Many existing learning algorithms use shallow architectures, including neural networks with only one hidden layer, support vector machines, kernel logistic regression, and many others. The internal representations learned by such systems are necessarily simple and are incapable of extracting some types of complex structure from high-dimensional input.

In the past few years, researchers across many different communities, from applied statistics to engineering, computer science and neuroscience, have proposed several deep (hierarchical) models that are capable of extracting useful, high level structured representations. An important property of these models is that they can extract complex statistical dependencies from high-dimensional sensory input and efficiently learn high-level representations by re-using and combining intermediate concepts, allowing these models to generalize well across a wide variety of tasks. The learned high-level representations have been shown to give state-of-the-art results in many challenging learning problems, where data patterns often exhibit a high degree of variations, and have been successfully applied in a wide variety of application domains, including visual object recognition, information retrieval, natural language processing, and speech perception. A few notable examples of such models include Deep Belief Networks, Deep Boltzmann Machines, Deep Autoencoders, and sparse coding-based methods.

Olga Senyukova (Lomonosov Moscow State University, Russia)

Machine Learning Applications in Medicine

How can beautiful algorithmic findings be helpful in our everyday life? One of the answers to this question lies in the area of healthcare applications. Nowadays machine learning methods are becoming more and more useful in medicine. They are able not only to assist medical specialists in processing large amounts of data, but also to help in diagnostics and patient follow-up.

This course is devoted to the discussion of some interesting applications of machine learning methods to automatically analyse medical images and physiologic signals. Medical images acquired by means of special equipment represent internal structures of the human body and/or processes in it. The most modern technologies for acquisition of such images are magnetic resonance imaging (MRI) and computed tomography (CT). Physiologic signals usually refer to cardiologic time series such as electrocardiograms (ECG), but can also represent other physiological data, for example, stride intervals of human gait.

Several important problems will be highlighted along with successful solutions involving machine learning methods including examples both from the worldwide practice and the author’s own research. Description of the basic principles of the algorithms used will provide a good opprotunity to strengthen the knowledge acquired from the other courses of the school.

Dmitry Vetrov (Higher School of Economics, Russia)

Bayesian inference and latent variable models in machine learning

One of possible approaches to machine learning problem is to build a joint probability distribution over the whole set of variables. By doing this it becomes possible to make predictions on hidden variables by conditioning the joint distribution on the observed variables and marginalizing it w.r.t. unknown variables in whose particular values are not of interest for us. But this framework is much more powerful and provides us with greater opportunities. In the talk I will present how to apply it for the case when even in the training set we deal with partly-labeled or unlabeled data. We will review EM-algorithm and its extensions which allow computer to restore surprising dependencies from incomplete data.
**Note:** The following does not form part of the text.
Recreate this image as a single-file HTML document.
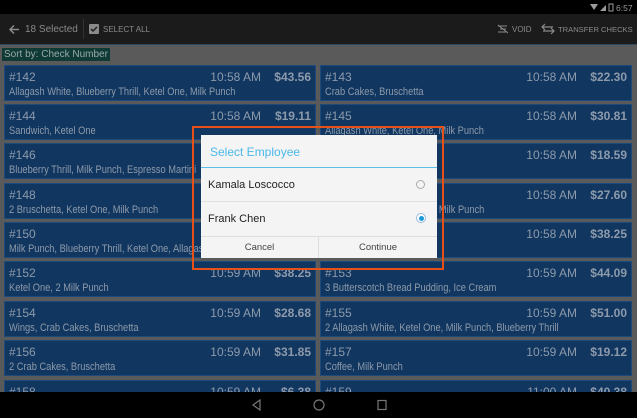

Evelyne Viegas (Microsoft Research, USA)

Artificial Intelligence Academic Programs at Microsoft Research

We are in a new era of Artificial Intelligence. With advances in machine learning and computational speed, AI is at our doorstep. Intelligent agents like language translators and autonomous drones are just the beginning. I will present some of the research in artificial intelligence, applications (e.g., Hyperlapse), datasets (e.g., MS COCO), platforms (e.g. CodaLab) and services (e.g. Oxford) that you can engage with to explore how AI might change our lives for the better.